Once the pictures are set aside, transcribe the remaining data exactly.

----

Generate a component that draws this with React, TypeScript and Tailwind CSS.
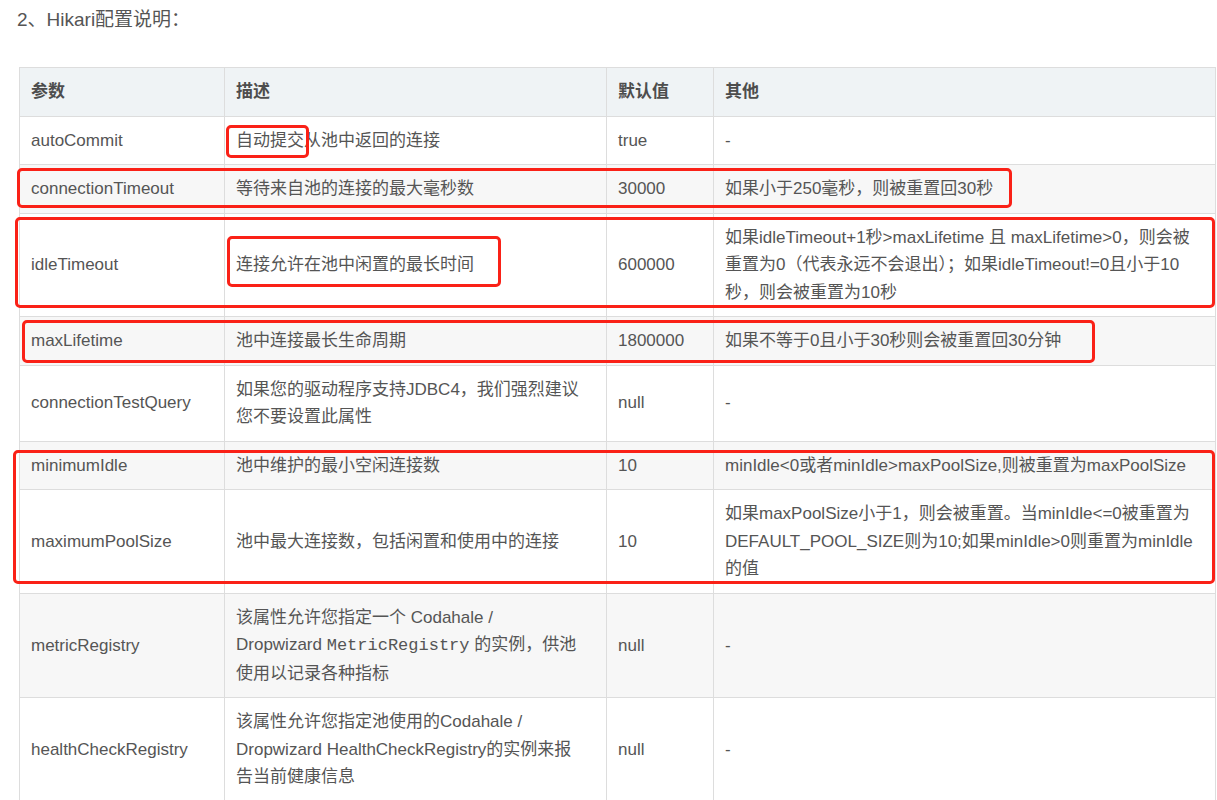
import React from 'react';

type Row = {
  name: string;
  desc: React.ReactNode;
  def: string;
  other: React.ReactNode;
};

const rows: Row[] = [
  { name: 'autoCommit', desc: '自动提交从池中返回的连接', def: 'true', other: '-' },
  { name: 'connectionTimeout', desc: '等待来自池的连接的最大毫秒数', def: '30000', other: '如果小于250毫秒，则被重置回30秒' },
  {
    name: 'idleTimeout',
    desc: '连接允许在池中闲置的最长时间',
    def: '600000',
    other: (
      <>
        如果idleTimeout+1秒&gt;maxLifetime 且 maxLifetime&gt;0，则会被
        <br />
        重置为0（代表永远不会退出）；如果idleTimeout!=0且小于10
        <br />
        秒，则会被重置为10秒
      </>
    ),
  },
  { name: 'maxLifetime', desc: '池中连接最长生命周期', def: '1800000', other: '如果不等于0且小于30秒则会被重置回30分钟' },
  {
    name: 'connectionTestQuery',
    desc: (
      <>
        如果您的驱动程序支持JDBC4，我们强烈建议
        <br />
        您不要设置此属性
      </>
    ),
    def: 'null',
    other: '-',
  },
  { name: 'minimumIdle', desc: '池中维护的最小空闲连接数', def: '10', other: 'minIdle<0或者minIdle>maxPoolSize,则被重置为maxPoolSize' },
  {
    name: 'maximumPoolSize',
    desc: '池中最大连接数，包括闲置和使用中的连接',
    def: '10',
    other: (
      <>
        如果maxPoolSize小于1，则会被重置。当minIdle&lt;=0被重置为
        <br />
        DEFAULT_POOL_SIZE则为10;如果minIdle&gt;0则重置为minIdle
        <br />
        的值
      </>
    ),
  },
  {
    name: 'metricRegistry',
    desc: (
      <>
        该属性允许您指定一个 Codahale /
        <br />
        Dropwizard <code className="font-['Liberation_Mono',monospace] text-[17px]">MetricRegistry</code> 的实例，供池
        <br />
        使用以记录各种指标
      </>
    ),
    def: 'null',
    other: '-',
  },
  {
    name: 'healthCheckRegistry',
    desc: (
      <>
        该属性允许您指定池使用的Codahale /
        <br />
        Dropwizard HealthCheckRegistry的实例来报
        <br />
        告当前健康信息
      </>
    ),
    def: 'null',
    other: '-',
  },
];

const Mark = ({ className }: { className: string }) => (
  <div className={`pointer-events-none absolute rounded-[5px] border-[3px] border-[#fa2117] ${className}`} />
);

export default function App() {
  const cell = 'border border-[#dddddd] px-[11px] py-[10px] align-middle whitespace-nowrap';
  return (
    <div className="relative min-h-screen bg-white font-['Liberation_Sans','Noto_Sans_CJK_SC',sans-serif] text-[17px] leading-[27.5px] text-[#555555]">
      <div className="pl-[17px] pt-[6px] text-[19px] leading-[28px]">2、Hikari配置说明：</div>

      <div className="pl-[19px] pt-[33px]">
        <table className="w-[1196px] table-fixed border-collapse">
          <colgroup>
            <col className="w-[205px]" />
            <col className="w-[382px]" />
            <col className="w-[107px]" />
            <col className="w-[502px]" />
          </colgroup>
          <thead>
            <tr className="bg-[#eff3f5] text-left">
              <th className={`${cell} font-bold text-[#4d4d4d]`}>参数</th>
              <th className={`${cell} font-bold text-[#4d4d4d]`}>描述</th>
              <th className={`${cell} font-bold text-[#4d4d4d]`}>默认值</th>
              <th className={`${cell} font-bold text-[#4d4d4d]`}>其他</th>
            </tr>
          </thead>
          <tbody>
            {rows.map((r, i) => (
              <tr key={r.name} className={i % 2 === 1 ? 'bg-[#f7f7f7]' : 'bg-white'}>
                <td className={cell}>{r.name}</td>
                <td className={cell}>{r.desc}</td>
                <td className={cell}>{r.def}</td>
                <td className={cell}>{r.other}</td>
              </tr>
            ))}
          </tbody>
        </table>
      </div>

      {/* annotations drawn over the table */}
      <Mark className="left-[226px] top-[125px] h-[33px] w-[83px]" />
      <Mark className="left-[17px] top-[168px] h-[40px] w-[995px]" />
      <Mark className="left-[15px] top-[217px] h-[91px] w-[1200px]" />
      <Mark className="left-[227px] top-[236px] h-[51px] w-[274px]" />
      <Mark className="left-[22px] top-[320px] h-[43px] w-[1073px]" />
      <Mark className="left-[13px] top-[450px] h-[134px] w-[1202px]" />
    </div>
  );
}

----

**Reply**:
Generate a component that draws this with React, TypeScript and Tailwind CSS.
import React from 'react';

type Row = {
  name: string;
  desc: React.ReactNode;
  def: string;
  other: React.ReactNode;
};

const rows: Row[] = [
  { name: 'autoCommit', desc: '自动提交从池中返回的连接', def: 'true', other: '-' },
  { name: 'connectionTimeout', desc: '等待来自池的连接的最大毫秒数', def: '30000', other: '如果小于250毫秒，则被重置回30秒' },
  {
    name: 'idleTimeout',
    desc: '连接允许在池中闲置的最长时间',
    def: '600000',
    other: (
      <>
        如果idleTimeout+1秒&gt;maxLifetime 且 maxLifetime&gt;0，则会被
        <br />
        重置为0（代表永远不会退出）；如果idleTimeout!=0且小于10
        <br />
        秒，则会被重置为10秒
      </>
    ),
  },
  { name: 'maxLifetime', desc: '池中连接最长生命周期', def: '1800000', other: '如果不等于0且小于30秒则会被重置回30分钟' },
  {
    name: 'connectionTestQuery',
    desc: (
      <>
        如果您的驱动程序支持JDBC4，我们强烈建议
        <br />
        您不要设置此属性
      </>
    ),
    def: 'null',
    other: '-',
  },
  { name: 'minimumIdle', desc: '池中维护的最小空闲连接数', def: '10', other: 'minIdle<0或者minIdle>maxPoolSize,则被重置为maxPoolSize' },
  {
    name: 'maximumPoolSize',
    desc: '池中最大连接数，包括闲置和使用中的连接',
    def: '10',
    other: (
      <>
        如果maxPoolSize小于1，则会被重置。当minIdle&lt;=0被重置为
        <br />
        DEFAULT_POOL_SIZE则为10;如果minIdle&gt;0则重置为minIdle
        <br />
        的值
      </>
    ),
  },
  {
    name: 'metricRegistry',
    desc: (
      <>
        该属性允许您指定一个 Codahale /
        <br />
        Dropwizard <code className="font-['Liberation_Mono',monospace] text-[17px]">MetricRegistry</code> 的实例，供池
        <br />
        使用以记录各种指标
      </>
    ),
    def: 'null',
    other: '-',
  },
  {
    name: 'healthCheckRegistry',
    desc: (
      <>
        该属性允许您指定池使用的Codahale /
        <br />
        Dropwizard HealthCheckRegistry的实例来报
        <br />
        告当前健康信息
      </>
    ),
    def: 'null',
    other: '-',
  },
];

const Mark = ({ className }: { className: string }) => (
  <div className={`pointer-events-none absolute rounded-[5px] border-[3px] border-[#fa2117] ${className}`} />
);

export default function App() {
  const cell = 'border border-[#dddddd] px-[11px] py-[10px] align-middle whitespace-nowrap';
  return (
    <div className="relative min-h-screen bg-white font-['Liberation_Sans','Noto_Sans_CJK_SC',sans-serif] text-[17px] leading-[27.5px] text-[#555555]">
      <div className="pl-[17px] pt-[6px] text-[19px] leading-[28px]">2、Hikari配置说明：</div>

      <div className="pl-[19px] pt-[33px]">
        <table className="w-[1196px] table-fixed border-collapse">
          <colgroup>
            <col className="w-[205px]" />
            <col className="w-[382px]" />
            <col className="w-[107px]" />
            <col className="w-[502px]" />
          </colgroup>
          <thead>
            <tr className="bg-[#eff3f5] text-left">
              <th className={`${cell} font-bold text-[#4d4d4d]`}>参数</th>
              <th className={`${cell} font-bold text-[#4d4d4d]`}>描述</th>
              <th className={`${cell} font-bold text-[#4d4d4d]`}>默认值</th>
              <th className={`${cell} font-bold text-[#4d4d4d]`}>其他</th>
            </tr>
          </thead>
          <tbody>
            {rows.map((r, i) => (
              <tr key={r.name} className={i % 2 === 1 ? 'bg-[#f7f7f7]' : 'bg-white'}>
                <td className={cell}>{r.name}</td>
                <td className={cell}>{r.desc}</td>
                <td className={cell}>{r.def}</td>
                <td className={cell}>{r.other}</td>
              </tr>
            ))}
          </tbody>
        </table>
      </div>

      {/* annotations drawn over the table */}
      <Mark className="left-[226px] top-[125px] h-[33px] w-[83px]" />
      <Mark className="left-[17px] top-[168px] h-[40px] w-[995px]" />
      <Mark className="left-[15px] top-[217px] h-[91px] w-[1200px]" />
      <Mark className="left-[227px] top-[236px] h-[51px] w-[274px]" />
      <Mark className="left-[22px] top-[320px] h-[43px] w-[1073px]" />
      <Mark className="left-[13px] top-[450px] h-[134px] w-[1202px]" />
    </div>
  );
}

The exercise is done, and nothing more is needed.